▶ [Your goal]:
Go over the listing below line by line and tally those containing "React". Give only the tally.

▶ [Available data]:

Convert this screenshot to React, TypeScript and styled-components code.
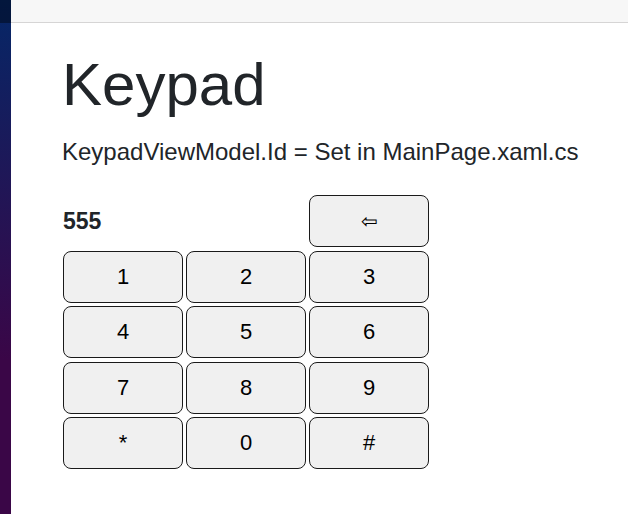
import React from "react";
import styled, { createGlobalStyle } from "styled-components";

const GlobalStyle = createGlobalStyle`
  html, body {
    margin: 0;
    padding: 0;
    background: #fff;
    font-family: "Liberation Sans", Arial, sans-serif;
  }
`;

const Page = styled.div`
  display: flex;
  min-height: 514px;
`;

const Sidebar = styled.nav`
  width: 11px;
  display: flex;
  flex-direction: column;
  background-image: linear-gradient(180deg, rgb(5, 39, 103) 0%, #3a0647 70%);
`;

const SidebarTop = styled.div`
  height: 23px;
  background-color: rgba(0, 0, 0, 0.4);
`;

const Main = styled.main`
  flex: 1;
  display: flex;
  flex-direction: column;
`;

const TopRow = styled.div`
  height: 22px;
  background-color: #f7f7f7;
  border-bottom: 1px solid #d6d5d5;
`;

const Content = styled.article`
  padding: 26px 0 0 51px;
  color: #212529;
`;

const Title = styled.h1`
  margin: 0 0 13px;
  font-size: 60px;
  font-weight: 400;
  line-height: 1.2;
`;

const Intro = styled.p`
  margin: 0 0 25px;
  font-size: 24px;
  line-height: 1.5;
`;

const Keys = styled.div`
  display: grid;
  grid-template-columns: repeat(3, 120px);
  grid-auto-rows: 52px;
  column-gap: 3px;
  row-gap: 3.5px;
  margin-left: 1px;
`;

const Display = styled.div`
  grid-column: span 2;
  display: flex;
  align-items: center;
  font-size: 23px;
  font-weight: 700;
  color: #212529;
`;

const Key = styled.button<{ $small?: boolean }>`
  font-family: "Liberation Sans", Arial, sans-serif;
  font-size: ${(p) => (p.$small ? "20px" : "22px")};
  color: #000;
  background: #f0f0f0;
  border: 1px solid #1a1a1a;
  border-radius: 8px;
  padding: 0;
`;

const keys = ["1", "2", "3", "4", "5", "6", "7", "8", "9", "*", "0", "#"];

export default function App() {
  return (
    <Page>
      <GlobalStyle />
      <Sidebar>
        <SidebarTop />
      </Sidebar>
      <Main>
        <TopRow />
        <Content>
          <Title>Keypad</Title>
          <Intro>KeypadViewModel.Id = Set in MainPage.xaml.cs</Intro>
          <Keys>
            <Display>555</Display>
            <Key $small>⇦</Key>
            {keys.map((k) => (
              <Key key={k}>{k}</Key>
            ))}
          </Keys>
        </Content>
      </Main>
    </Page>
  );
}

▶ [Response]:
2